▸ **What the task requires**
Look below and pull out each line with the word "this".

▸ **Material for the task**

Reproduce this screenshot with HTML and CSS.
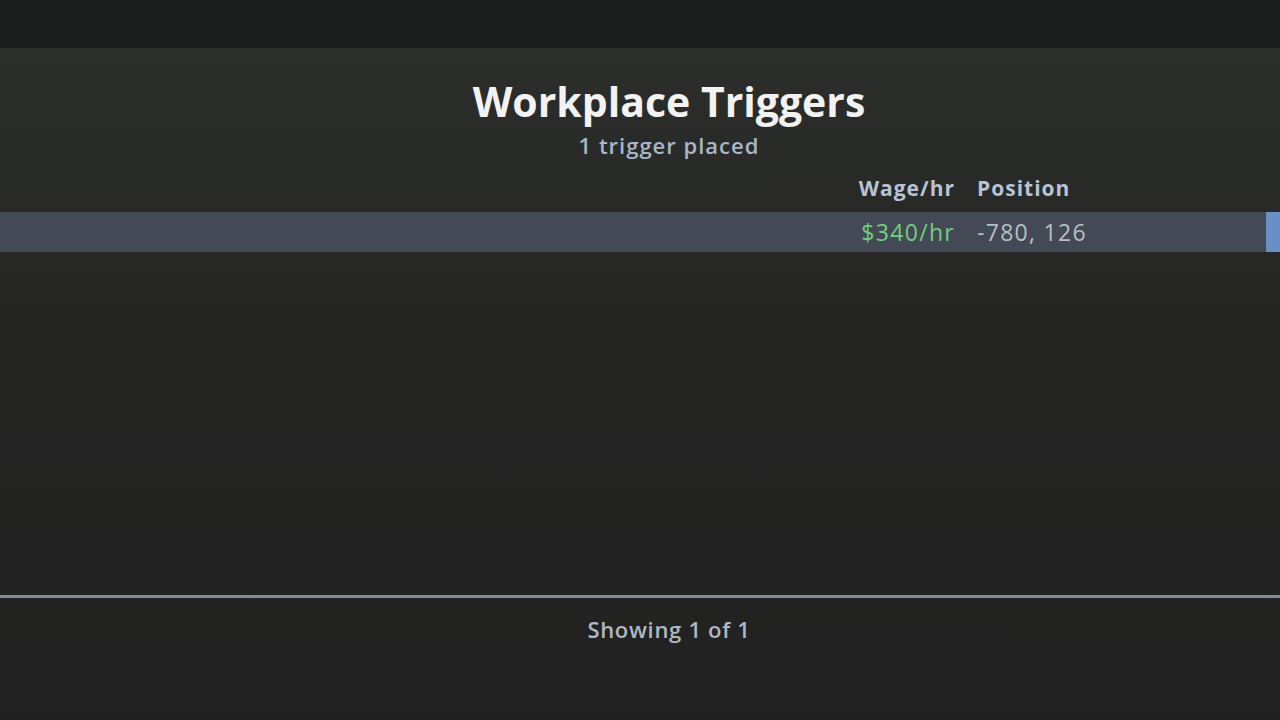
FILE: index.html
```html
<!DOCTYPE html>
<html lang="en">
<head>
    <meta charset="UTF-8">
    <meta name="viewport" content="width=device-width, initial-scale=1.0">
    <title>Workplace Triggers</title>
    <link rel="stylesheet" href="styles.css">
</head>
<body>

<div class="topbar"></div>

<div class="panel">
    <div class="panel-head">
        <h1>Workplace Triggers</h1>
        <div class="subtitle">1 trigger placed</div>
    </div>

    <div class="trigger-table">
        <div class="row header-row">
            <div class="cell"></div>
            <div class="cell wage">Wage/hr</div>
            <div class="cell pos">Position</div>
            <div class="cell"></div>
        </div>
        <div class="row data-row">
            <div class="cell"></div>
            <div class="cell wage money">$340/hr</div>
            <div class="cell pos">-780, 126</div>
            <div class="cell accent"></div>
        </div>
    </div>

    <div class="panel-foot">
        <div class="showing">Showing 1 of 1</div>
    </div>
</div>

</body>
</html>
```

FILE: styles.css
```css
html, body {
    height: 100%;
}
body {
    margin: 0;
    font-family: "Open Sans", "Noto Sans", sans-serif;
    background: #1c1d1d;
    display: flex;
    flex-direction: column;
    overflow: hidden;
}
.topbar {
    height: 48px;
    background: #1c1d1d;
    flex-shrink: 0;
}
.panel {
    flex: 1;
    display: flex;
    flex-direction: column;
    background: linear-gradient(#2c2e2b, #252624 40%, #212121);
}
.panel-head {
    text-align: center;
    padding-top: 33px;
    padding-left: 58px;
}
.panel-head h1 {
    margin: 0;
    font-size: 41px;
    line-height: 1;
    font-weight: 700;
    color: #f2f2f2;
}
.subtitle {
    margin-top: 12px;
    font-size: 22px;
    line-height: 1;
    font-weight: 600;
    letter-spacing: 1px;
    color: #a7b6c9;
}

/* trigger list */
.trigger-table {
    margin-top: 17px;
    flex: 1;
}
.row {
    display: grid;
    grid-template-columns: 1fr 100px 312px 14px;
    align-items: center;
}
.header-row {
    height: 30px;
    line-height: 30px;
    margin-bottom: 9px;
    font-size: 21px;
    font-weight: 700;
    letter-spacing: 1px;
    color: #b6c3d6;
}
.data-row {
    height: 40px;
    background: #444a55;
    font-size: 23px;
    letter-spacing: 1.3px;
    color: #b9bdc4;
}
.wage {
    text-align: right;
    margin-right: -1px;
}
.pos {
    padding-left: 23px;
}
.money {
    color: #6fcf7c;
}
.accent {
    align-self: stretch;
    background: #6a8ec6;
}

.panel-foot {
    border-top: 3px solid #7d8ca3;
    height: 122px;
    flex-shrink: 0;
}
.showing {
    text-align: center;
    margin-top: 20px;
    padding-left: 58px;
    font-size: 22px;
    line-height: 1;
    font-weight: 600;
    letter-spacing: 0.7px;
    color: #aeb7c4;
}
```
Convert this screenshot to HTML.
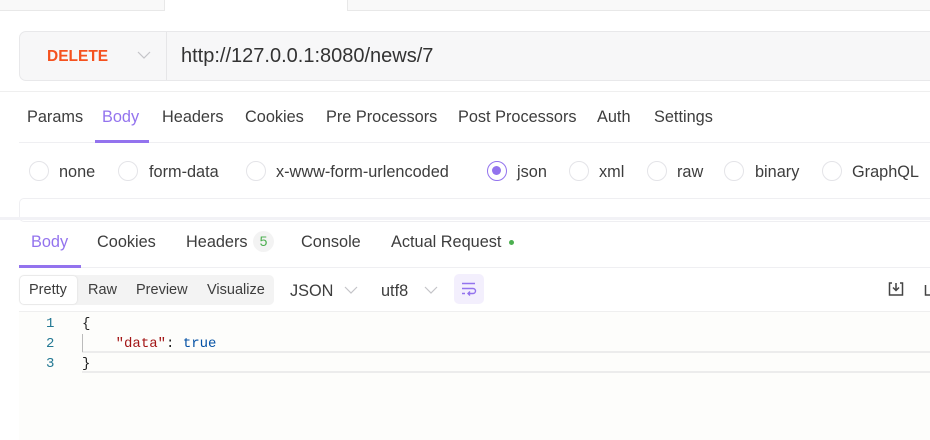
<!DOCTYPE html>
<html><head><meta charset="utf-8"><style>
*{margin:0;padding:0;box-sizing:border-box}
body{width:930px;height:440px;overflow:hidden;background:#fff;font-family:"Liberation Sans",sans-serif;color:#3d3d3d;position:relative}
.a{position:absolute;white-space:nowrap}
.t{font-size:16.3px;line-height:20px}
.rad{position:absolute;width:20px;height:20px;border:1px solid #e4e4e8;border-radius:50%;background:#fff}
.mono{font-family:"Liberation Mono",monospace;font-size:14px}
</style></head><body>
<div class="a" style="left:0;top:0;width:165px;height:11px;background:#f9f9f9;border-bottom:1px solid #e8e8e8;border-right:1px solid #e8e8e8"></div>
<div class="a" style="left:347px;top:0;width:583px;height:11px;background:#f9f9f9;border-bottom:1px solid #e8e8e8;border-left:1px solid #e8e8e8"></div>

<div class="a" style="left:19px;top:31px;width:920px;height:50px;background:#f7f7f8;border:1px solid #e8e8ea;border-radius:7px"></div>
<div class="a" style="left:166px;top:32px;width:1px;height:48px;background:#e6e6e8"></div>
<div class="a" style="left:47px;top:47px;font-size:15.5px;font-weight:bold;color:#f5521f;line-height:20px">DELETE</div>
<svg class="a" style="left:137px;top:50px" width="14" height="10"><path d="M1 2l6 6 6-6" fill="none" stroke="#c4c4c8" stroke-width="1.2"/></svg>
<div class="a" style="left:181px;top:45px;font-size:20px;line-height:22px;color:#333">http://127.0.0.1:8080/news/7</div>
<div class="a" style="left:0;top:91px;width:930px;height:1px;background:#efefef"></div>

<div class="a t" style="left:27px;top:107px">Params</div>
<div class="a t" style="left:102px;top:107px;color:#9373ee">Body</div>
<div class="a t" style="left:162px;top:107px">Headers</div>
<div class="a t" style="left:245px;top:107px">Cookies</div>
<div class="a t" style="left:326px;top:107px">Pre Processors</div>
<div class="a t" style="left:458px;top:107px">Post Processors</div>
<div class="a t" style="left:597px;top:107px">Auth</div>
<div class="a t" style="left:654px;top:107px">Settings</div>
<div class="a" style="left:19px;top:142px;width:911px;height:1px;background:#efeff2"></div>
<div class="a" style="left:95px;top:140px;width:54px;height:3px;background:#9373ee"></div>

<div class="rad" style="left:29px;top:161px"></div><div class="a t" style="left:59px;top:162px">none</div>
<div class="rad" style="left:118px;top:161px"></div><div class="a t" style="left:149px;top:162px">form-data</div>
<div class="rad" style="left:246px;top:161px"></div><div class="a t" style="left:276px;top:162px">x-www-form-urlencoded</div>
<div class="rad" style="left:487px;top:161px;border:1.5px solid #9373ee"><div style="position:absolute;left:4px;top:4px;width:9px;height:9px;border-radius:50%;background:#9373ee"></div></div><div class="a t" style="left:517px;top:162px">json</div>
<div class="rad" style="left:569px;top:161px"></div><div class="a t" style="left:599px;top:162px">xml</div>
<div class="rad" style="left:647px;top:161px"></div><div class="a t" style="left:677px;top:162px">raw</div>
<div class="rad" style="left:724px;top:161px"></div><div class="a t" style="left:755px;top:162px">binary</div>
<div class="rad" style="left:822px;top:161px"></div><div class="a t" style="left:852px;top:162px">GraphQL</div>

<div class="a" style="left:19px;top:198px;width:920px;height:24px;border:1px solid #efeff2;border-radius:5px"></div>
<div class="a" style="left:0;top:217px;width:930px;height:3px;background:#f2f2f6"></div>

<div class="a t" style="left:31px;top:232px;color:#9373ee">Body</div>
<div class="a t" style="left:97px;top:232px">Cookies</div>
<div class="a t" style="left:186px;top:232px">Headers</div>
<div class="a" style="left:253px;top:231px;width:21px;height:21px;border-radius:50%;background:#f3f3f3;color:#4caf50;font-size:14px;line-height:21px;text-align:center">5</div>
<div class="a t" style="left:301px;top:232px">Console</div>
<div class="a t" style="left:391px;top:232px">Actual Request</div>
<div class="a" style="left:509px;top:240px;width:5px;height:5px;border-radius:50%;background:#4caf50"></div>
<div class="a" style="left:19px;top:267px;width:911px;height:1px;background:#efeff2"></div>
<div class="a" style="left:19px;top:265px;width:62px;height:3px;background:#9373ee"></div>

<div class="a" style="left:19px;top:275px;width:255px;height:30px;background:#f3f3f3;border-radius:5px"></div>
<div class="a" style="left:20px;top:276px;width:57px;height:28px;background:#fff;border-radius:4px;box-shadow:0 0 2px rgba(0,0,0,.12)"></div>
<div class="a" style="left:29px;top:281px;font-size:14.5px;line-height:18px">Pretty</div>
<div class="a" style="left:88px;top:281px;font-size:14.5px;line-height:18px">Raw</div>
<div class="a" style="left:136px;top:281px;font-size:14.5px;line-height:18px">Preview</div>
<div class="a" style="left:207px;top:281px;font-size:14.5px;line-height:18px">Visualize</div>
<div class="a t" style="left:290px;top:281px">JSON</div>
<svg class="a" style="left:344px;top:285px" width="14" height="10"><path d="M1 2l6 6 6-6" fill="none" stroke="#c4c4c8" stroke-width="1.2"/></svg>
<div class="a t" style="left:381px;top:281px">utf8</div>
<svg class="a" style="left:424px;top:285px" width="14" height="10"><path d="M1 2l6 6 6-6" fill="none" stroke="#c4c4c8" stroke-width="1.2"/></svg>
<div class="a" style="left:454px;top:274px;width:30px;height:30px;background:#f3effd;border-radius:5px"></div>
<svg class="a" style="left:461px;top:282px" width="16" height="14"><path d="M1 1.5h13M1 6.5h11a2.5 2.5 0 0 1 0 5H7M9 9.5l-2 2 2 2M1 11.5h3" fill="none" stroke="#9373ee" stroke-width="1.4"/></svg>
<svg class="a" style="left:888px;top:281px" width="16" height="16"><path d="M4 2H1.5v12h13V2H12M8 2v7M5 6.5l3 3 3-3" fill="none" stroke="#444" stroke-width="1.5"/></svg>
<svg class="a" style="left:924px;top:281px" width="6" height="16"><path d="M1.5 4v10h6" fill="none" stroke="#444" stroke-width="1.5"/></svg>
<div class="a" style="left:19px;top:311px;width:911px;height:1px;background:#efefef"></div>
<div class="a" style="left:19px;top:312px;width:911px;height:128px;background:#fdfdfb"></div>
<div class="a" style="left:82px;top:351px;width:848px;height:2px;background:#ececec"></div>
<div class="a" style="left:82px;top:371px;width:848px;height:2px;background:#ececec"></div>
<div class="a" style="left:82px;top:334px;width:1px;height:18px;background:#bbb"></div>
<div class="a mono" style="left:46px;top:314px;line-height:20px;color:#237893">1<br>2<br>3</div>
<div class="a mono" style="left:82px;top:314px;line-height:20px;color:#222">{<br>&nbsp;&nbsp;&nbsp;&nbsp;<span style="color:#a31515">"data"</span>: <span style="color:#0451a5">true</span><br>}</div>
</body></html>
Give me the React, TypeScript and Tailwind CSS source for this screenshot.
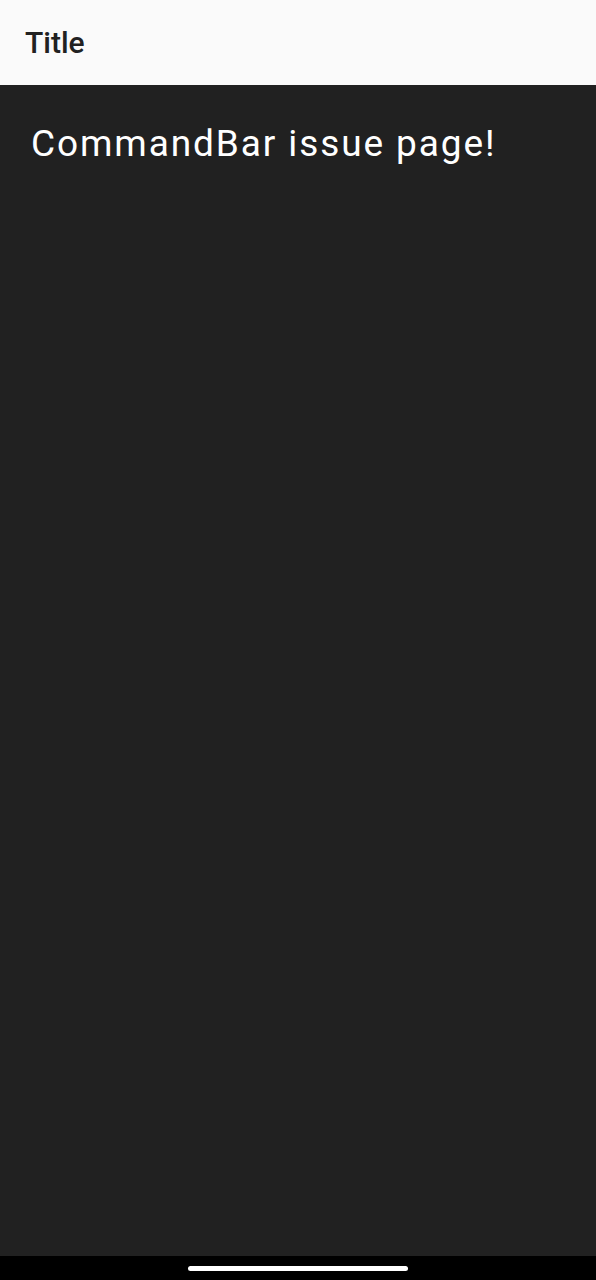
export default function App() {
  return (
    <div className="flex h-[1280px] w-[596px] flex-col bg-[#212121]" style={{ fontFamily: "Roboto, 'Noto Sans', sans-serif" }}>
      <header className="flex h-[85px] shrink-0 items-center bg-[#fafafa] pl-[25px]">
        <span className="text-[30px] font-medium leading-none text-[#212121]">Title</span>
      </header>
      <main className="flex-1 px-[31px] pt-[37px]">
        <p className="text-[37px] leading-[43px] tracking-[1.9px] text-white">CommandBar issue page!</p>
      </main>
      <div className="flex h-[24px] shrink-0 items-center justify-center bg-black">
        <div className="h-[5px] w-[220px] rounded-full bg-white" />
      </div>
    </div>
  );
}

▸ **Task answer**
Reproduce this screenshot with HTML and CSS.
Convert this screenshot to HTML.
Give me the React, TypeScript and Tailwind CSS source for this screenshot.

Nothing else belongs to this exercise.